La asignatura del día siguiente

Barcelona sufrió el jueves en la Rambla –uno de los paseos más diversos del mundo– un horrible atentado. Una camioneta recorrió 500 metros buscando matar o herir al mayor número de personas. El ISIS lo reivindicó y hay víctimas de más de 30 países.

Lo sucedido hace un año en Niza –un camión, arma homicida en manos de un chófer fundamentalista, ayudado por otros fanáticos y con un objetivo de impacto mediático– se ha extendido ya a ocho ciudades, como Berlín, Londres, París… y ahora Barcelona. No era imprevisible, porque desde los Juegos Olímpicos impulsados por el alcalde Maragall de hace 25 años Barcelona se ha convertido en una capital mundial apreciada por su modernidad, tolerancia y cosmopolitismo. Además, ahí está el gran éxito turístico de los últimos años. Y la presencia de muchos inmigrantes, algunos radicalizados, ya había hecho que los Mossos y otros cuerpos de seguridad extremasen la vigilancia.

Pero –lo ha dicho bien la alcaldesa Colau– la seguridad al 100% es imposible en una ciudad abierta. El jueves por la tarde la ciudad quedó conmocionada, pero el mismo viernes se recuperó no la normalidad –imposible– pero sí el pulso. Y Barcelona, gritando que no tiene miedo a seguir siendo abierta, se ha gustado. La gran asistencia al minuto de silencio de la plaza de Catalunya, con la presencia de Felipe VI y los presidentes Rajoy y Puigdemont, indica que se ha reaccionado con mayor sensatez que tras el atentado de Atocha del 2004. El comité de crisis posterior y la rueda de prensa conjunta de Rajoy y Puigdemont –algo que ya debió suceder el día anterior– lo corroboran. La bandera de la UE y de España a media asta en el Parlamento Europeo es emblemática y una de las grandes muestras de solidaridad recibidas.

Pero ya estamos en el día siguiente. Lo primero que debemos asumir es que –según las informaciones policiales– el atentado habría sido peor sin la fortuita explosión de Alcanar. Lo segundo, que lo sucedido no es ningún seguro de futuro. Barcelona quiere seguir siendo una ciudad abierta, pero deberá incrementar su seguridad. Ya pasó en París. Lo tercero es que el buen nombre –la marca Barcelona– es parte sustancial de nuestro activo y bienestar. El turismo –que se debe ordenar, como el tráfico o la industria– es casi un 15% de nuestra riqueza y no se nos puede escapar. Y tenemos pendiente la candidatura a ser sede de la Agencia Europea del Medicamento, que se decidirá en pocas semanas y cuya consecución ahora sería muy relevante.

¿Qué debemos hacer? Todo el mundo habla de unidad, pero la unidad total es casi imposible más allá de ciertos momentos.

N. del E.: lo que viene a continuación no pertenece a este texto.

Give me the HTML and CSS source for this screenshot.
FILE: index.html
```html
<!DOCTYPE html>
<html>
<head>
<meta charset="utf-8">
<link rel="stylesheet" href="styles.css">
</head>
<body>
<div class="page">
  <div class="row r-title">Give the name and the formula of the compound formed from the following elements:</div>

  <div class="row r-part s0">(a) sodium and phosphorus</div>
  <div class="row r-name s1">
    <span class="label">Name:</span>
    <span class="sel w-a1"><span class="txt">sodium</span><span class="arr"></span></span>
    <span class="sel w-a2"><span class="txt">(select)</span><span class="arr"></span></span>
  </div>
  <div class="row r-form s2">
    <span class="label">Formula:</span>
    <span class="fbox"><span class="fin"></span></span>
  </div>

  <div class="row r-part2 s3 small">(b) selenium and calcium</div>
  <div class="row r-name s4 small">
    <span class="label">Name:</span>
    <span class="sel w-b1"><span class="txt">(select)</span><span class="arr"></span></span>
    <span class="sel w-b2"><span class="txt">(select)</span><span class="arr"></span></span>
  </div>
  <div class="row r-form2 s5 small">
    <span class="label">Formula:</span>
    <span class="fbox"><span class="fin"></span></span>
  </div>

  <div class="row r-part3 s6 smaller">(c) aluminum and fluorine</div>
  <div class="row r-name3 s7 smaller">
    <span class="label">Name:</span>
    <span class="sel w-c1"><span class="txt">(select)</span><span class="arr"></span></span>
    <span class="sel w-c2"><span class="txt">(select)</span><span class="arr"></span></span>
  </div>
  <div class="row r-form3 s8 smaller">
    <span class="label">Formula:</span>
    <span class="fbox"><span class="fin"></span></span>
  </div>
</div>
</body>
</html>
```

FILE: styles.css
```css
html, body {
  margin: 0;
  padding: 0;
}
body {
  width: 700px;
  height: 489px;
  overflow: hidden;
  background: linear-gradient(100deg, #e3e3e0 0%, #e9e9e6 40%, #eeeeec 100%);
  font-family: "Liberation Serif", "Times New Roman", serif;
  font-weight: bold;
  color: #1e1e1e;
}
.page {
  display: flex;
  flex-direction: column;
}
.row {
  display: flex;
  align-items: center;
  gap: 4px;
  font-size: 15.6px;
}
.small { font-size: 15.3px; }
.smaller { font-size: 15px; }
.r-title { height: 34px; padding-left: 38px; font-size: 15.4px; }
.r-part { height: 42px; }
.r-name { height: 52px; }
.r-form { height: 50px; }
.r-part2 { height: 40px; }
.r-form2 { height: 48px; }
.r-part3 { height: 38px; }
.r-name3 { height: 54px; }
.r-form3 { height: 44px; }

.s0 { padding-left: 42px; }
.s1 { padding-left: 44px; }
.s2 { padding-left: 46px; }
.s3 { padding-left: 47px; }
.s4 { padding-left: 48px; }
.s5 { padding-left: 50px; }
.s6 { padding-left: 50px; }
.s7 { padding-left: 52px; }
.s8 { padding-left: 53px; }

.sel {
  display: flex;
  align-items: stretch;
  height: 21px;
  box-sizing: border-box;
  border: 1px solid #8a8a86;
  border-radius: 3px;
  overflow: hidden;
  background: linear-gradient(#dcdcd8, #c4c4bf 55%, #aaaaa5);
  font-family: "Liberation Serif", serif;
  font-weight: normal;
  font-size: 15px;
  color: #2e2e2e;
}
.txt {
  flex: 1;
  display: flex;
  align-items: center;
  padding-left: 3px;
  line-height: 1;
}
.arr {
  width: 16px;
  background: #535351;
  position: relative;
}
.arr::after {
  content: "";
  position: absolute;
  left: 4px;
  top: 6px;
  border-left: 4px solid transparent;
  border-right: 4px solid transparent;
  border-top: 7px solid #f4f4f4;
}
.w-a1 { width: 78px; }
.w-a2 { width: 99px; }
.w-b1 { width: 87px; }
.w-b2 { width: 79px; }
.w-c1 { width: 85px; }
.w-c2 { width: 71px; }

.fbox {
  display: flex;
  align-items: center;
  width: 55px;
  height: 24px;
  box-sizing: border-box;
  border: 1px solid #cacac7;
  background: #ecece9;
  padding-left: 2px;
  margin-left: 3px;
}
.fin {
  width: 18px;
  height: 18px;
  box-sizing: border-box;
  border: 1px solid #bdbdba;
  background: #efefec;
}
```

Pero es indudable que Barcelona y Catalunya –un país pequeño que en parte pivota sobre la capital– necesitan más cohesión. Quizá el éxito nos ha permitido unas fracturas basadas más en las ideas y los instintos básicos que en los intereses.

¿Es bueno que el ayuntamiento, con 41 concejales, esté gobernado solo por 11 (15 tras la incorporación de Collboni y el PSC) que a veces hablan como los únicos legítimos y miran al resto como algo espurio? ¿No sería mejor afrontar esta difícil etapa –París ha sufrido tras los atentados y el Financial Times apuntaba a los desastres de Trump y al miedo a los atentados tras Barcelona como causa de la caída de Wall Street– con un gobierno mayoritario y más fuerte? La incorporación rápida del PDECat al gobierno municipal no sería fácil. Toca al amor propio de comuns y convergentes y al orgullo de Ada Colau y Xavier Trias, pero hoy podría convenir.

Hace muchos años, en los primeros 70, algún organismo que no recuerdo me invitó a Amberes. Allí, en el ayuntamiento la coalición entre democristianos y socialistas era un dogma. Sorprendido, pregunté por qué, y la respuesta fue tajante: incrementar el tráfico del puerto la hacía inevitable. Aquí pasó algo así con Samaranch cuando los JJOO.

¿Y Catalunya? Puigdemont dice que mezclar independentismo y terrorismo es de miserables. Tiene toda la razón. Pero sería de estúpidos dejar de valorar las circunstancias. Relativicemos las grandes causas, de las que no se come. ¿Es inteligente, tras el atentado y cuando la última encuesta del CEO dice que el 49% de los catalanes, contra el 42%, no quiere la independencia, ir a un choque interno? ¿Y con España y la Unión Europea?

Quizá sería más útil suspender las líneas rojas. También Rajoy la línea roja de la Constitución. Sí, la Constitución existe –más que Teruel–, pero no es sagrada sino un muy solemne pacto político que se puede cambiar. Lo dijo Marx (Groucho).